Reproduce every line of the material below, but drop the pictures.

AVAILABLE DATA
·····

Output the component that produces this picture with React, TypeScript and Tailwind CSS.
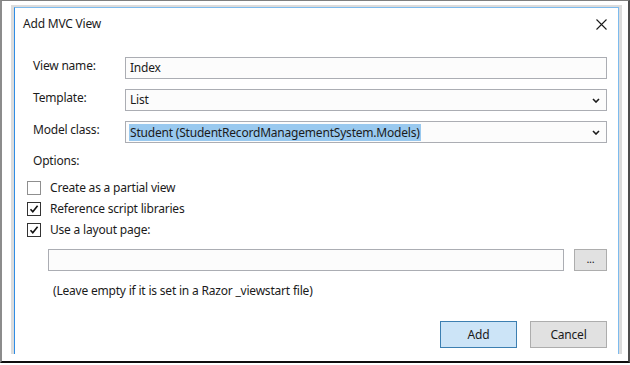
import React from 'react';

const font = "font-['Segoe_UI','Noto_Sans',sans-serif] tracking-[-0.2px]";

function Chevron() {
  return (
    <svg width="8" height="5" viewBox="0 0 8 5" className="shrink-0">
      <path d="M1 1 L4 4 L7 1" fill="none" stroke="#1b1b1b" strokeWidth="1.6" />
    </svg>
  );
}

function CheckBox({ checked, label }: { checked: boolean; label: string }) {
  return (
    <div className="flex items-center h-[14px] gap-[9px]">
      <div
        className={
          checked
            ? 'w-[14px] h-[14px] border border-[#333333] bg-white flex items-center justify-center'
            : 'w-[14px] h-[14px] border border-[#8f8f8f] bg-white'
        }
      >
        {checked && (
          <svg width="10" height="10" viewBox="0 0 10 10">
            <path d="M1.5 5.2 L3.8 7.8 L8.6 1.8" fill="none" stroke="#111111" strokeWidth="1.6" />
          </svg>
        )}
      </div>
      <span className="text-[12px] leading-[14px] text-[#1b1b1b]">{label}</span>
    </div>
  );
}

export default function App() {
  return (
    <div className={`w-[630px] h-[365px] bg-white ${font}`}>
      <div className="h-[363px] border-t border-t-[#7f7f7f] border-l-2 border-l-[#8c8c8c] border-r-2 border-r-[#4d4d4d] border-b-2 border-b-[#0f0f0f] pt-[4px] pl-[9px] pr-[6px]">
        <div className="h-[349px] border-l-[3px] border-r-[3px] border-t-2 border-[#dcdcdc]">
          <div className="h-full border-l border-t border-r border-l-[#2f8de4] border-t-[#7dbbee] border-r-[#7dbbee] bg-white flex flex-col">
            {/* title bar */}
            <div className="h-[32px] flex items-center justify-between pl-[8px] pr-[11px]">
              <span className="text-[12px] text-[#1b1b1b]">Add MVC View</span>
              <svg width="11" height="11" viewBox="0 0 11 11">
                <path d="M0.5 0.5 L10.5 10.5 M10.5 0.5 L0.5 10.5" stroke="#1b1b1b" strokeWidth="1.1" />
              </svg>
            </div>

            {/* fields */}
            <div className="mt-[17px] pl-[18px] pr-[11px] flex flex-col gap-[10px] text-[12px] text-[#1b1b1b]">
              <div className="flex h-[22px]">
                <span className="w-[92px] leading-[18px]">View name:</span>
                <div className="flex-1 border border-[#abadb3] bg-[#fcfcfc] flex items-center pl-[4px]">Index</div>
              </div>
              <div className="flex h-[22px]">
                <span className="w-[92px] leading-[18px]">Template:</span>
                <div className="flex-1 border border-[#abadb3] bg-[#fcfcfc] flex items-center justify-between pl-[4px] pr-[6px]">
                  <span>List</span>
                  <Chevron />
                </div>
              </div>
              <div className="flex h-[22px]">
                <span className="w-[92px] leading-[18px]">Model class:</span>
                <div className="flex-1 border border-[#abadb3] bg-[#fcfcfc] flex items-center justify-between pl-[3px] pr-[6px]">
                  <span className="bg-[#99c9ef] leading-[17px] pl-[1px] pr-[1px]">
                    Student (StudentRecordManagementSystem.Models)
                  </span>
                  <Chevron />
                </div>
              </div>
            </div>

            <div className="mt-[10px] pl-[18px] text-[12px] leading-[16px] text-[#1b1b1b]">Options:</div>

            <div className="mt-[12px] pl-[12px] flex flex-col gap-[7px]">
              <CheckBox checked={false} label="Create as a partial view" />
              <CheckBox checked={true} label="Reference script libraries" />
              <CheckBox checked={true} label="Use a layout page:" />
            </div>

            <div className="mt-[12px] pl-[33px] pr-[11px] flex gap-[10px] h-[22px]">
              <div className="flex-1 border border-[#abadb3] bg-[#fcfcfc]" />
              <div className="w-[33px] border border-[#adadad] bg-[#e1e1e1] flex items-center justify-center text-[11px] leading-none text-[#1b1b1b] pb-[3px]">
                ...
              </div>
            </div>

            <div className="mt-[12px] pl-[38px] text-[12px] leading-[16px] text-[#1b1b1b]">
              (Leave empty if it is set in a Razor _viewstart file)
            </div>

            <div className="mt-[22px] pr-[11px] flex justify-end gap-[13px] text-[12px] text-[#1b1b1b]">
              <div className="w-[77px] h-[27px] border border-[#3c7fb1] bg-[#cce4f7] flex items-center justify-center">Add</div>
              <div className="w-[77px] h-[27px] border border-[#adadad] bg-[#e1e1e1] flex items-center justify-center">Cancel</div>
            </div>
          </div>
        </div>
      </div>
    </div>
  );
}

·····

ANSWER FOR THE TASK
Output the component that produces this picture with React, TypeScript and Tailwind CSS.
import React from 'react';

const font = "font-['Segoe_UI','Noto_Sans',sans-serif] tracking-[-0.2px]";

function Chevron() {
  return (
    <svg width="8" height="5" viewBox="0 0 8 5" className="shrink-0">
      <path d="M1 1 L4 4 L7 1" fill="none" stroke="#1b1b1b" strokeWidth="1.6" />
    </svg>
  );
}

function CheckBox({ checked, label }: { checked: boolean; label: string }) {
  return (
    <div className="flex items-center h-[14px] gap-[9px]">
      <div
        className={
          checked
            ? 'w-[14px] h-[14px] border border-[#333333] bg-white flex items-center justify-center'
            : 'w-[14px] h-[14px] border border-[#8f8f8f] bg-white'
        }
      >
        {checked && (
          <svg width="10" height="10" viewBox="0 0 10 10">
            <path d="M1.5 5.2 L3.8 7.8 L8.6 1.8" fill="none" stroke="#111111" strokeWidth="1.6" />
          </svg>
        )}
      </div>
      <span className="text-[12px] leading-[14px] text-[#1b1b1b]">{label}</span>
    </div>
  );
}

export default function App() {
  return (
    <div className={`w-[630px] h-[365px] bg-white ${font}`}>
      <div className="h-[363px] border-t border-t-[#7f7f7f] border-l-2 border-l-[#8c8c8c] border-r-2 border-r-[#4d4d4d] border-b-2 border-b-[#0f0f0f] pt-[4px] pl-[9px] pr-[6px]">
        <div className="h-[349px] border-l-[3px] border-r-[3px] border-t-2 border-[#dcdcdc]">
          <div className="h-full border-l border-t border-r border-l-[#2f8de4] border-t-[#7dbbee] border-r-[#7dbbee] bg-white flex flex-col">
            {/* title bar */}
            <div className="h-[32px] flex items-center justify-between pl-[8px] pr-[11px]">
              <span className="text-[12px] text-[#1b1b1b]">Add MVC View</span>
              <svg width="11" height="11" viewBox="0 0 11 11">
                <path d="M0.5 0.5 L10.5 10.5 M10.5 0.5 L0.5 10.5" stroke="#1b1b1b" strokeWidth="1.1" />
              </svg>
            </div>

            {/* fields */}
            <div className="mt-[17px] pl-[18px] pr-[11px] flex flex-col gap-[10px] text-[12px] text-[#1b1b1b]">
              <div className="flex h-[22px]">
                <span className="w-[92px] leading-[18px]">View name:</span>
                <div className="flex-1 border border-[#abadb3] bg-[#fcfcfc] flex items-center pl-[4px]">Index</div>
              </div>
              <div className="flex h-[22px]">
                <span className="w-[92px] leading-[18px]">Template:</span>
                <div className="flex-1 border border-[#abadb3] bg-[#fcfcfc] flex items-center justify-between pl-[4px] pr-[6px]">
                  <span>List</span>
                  <Chevron />
                </div>
              </div>
              <div className="flex h-[22px]">
                <span className="w-[92px] leading-[18px]">Model class:</span>
                <div className="flex-1 border border-[#abadb3] bg-[#fcfcfc] flex items-center justify-between pl-[3px] pr-[6px]">
                  <span className="bg-[#99c9ef] leading-[17px] pl-[1px] pr-[1px]">
                    Student (StudentRecordManagementSystem.Models)
                  </span>
                  <Chevron />
                </div>
              </div>
            </div>

            <div className="mt-[10px] pl-[18px] text-[12px] leading-[16px] text-[#1b1b1b]">Options:</div>

            <div className="mt-[12px] pl-[12px] flex flex-col gap-[7px]">
              <CheckBox checked={false} label="Create as a partial view" />
              <CheckBox checked={true} label="Reference script libraries" />
              <CheckBox checked={true} label="Use a layout page:" />
            </div>

            <div className="mt-[12px] pl-[33px] pr-[11px] flex gap-[10px] h-[22px]">
              <div className="flex-1 border border-[#abadb3] bg-[#fcfcfc]" />
              <div className="w-[33px] border border-[#adadad] bg-[#e1e1e1] flex items-center justify-center text-[11px] leading-none text-[#1b1b1b] pb-[3px]">
                ...
              </div>
            </div>

            <div className="mt-[12px] pl-[38px] text-[12px] leading-[16px] text-[#1b1b1b]">
              (Leave empty if it is set in a Razor _viewstart file)
            </div>

            <div className="mt-[22px] pr-[11px] flex justify-end gap-[13px] text-[12px] text-[#1b1b1b]">
              <div className="w-[77px] h-[27px] border border-[#3c7fb1] bg-[#cce4f7] flex items-center justify-center">Add</div>
              <div className="w-[77px] h-[27px] border border-[#adadad] bg-[#e1e1e1] flex items-center justify-center">Cancel</div>
            </div>
          </div>
        </div>
      </div>
    </div>
  );
}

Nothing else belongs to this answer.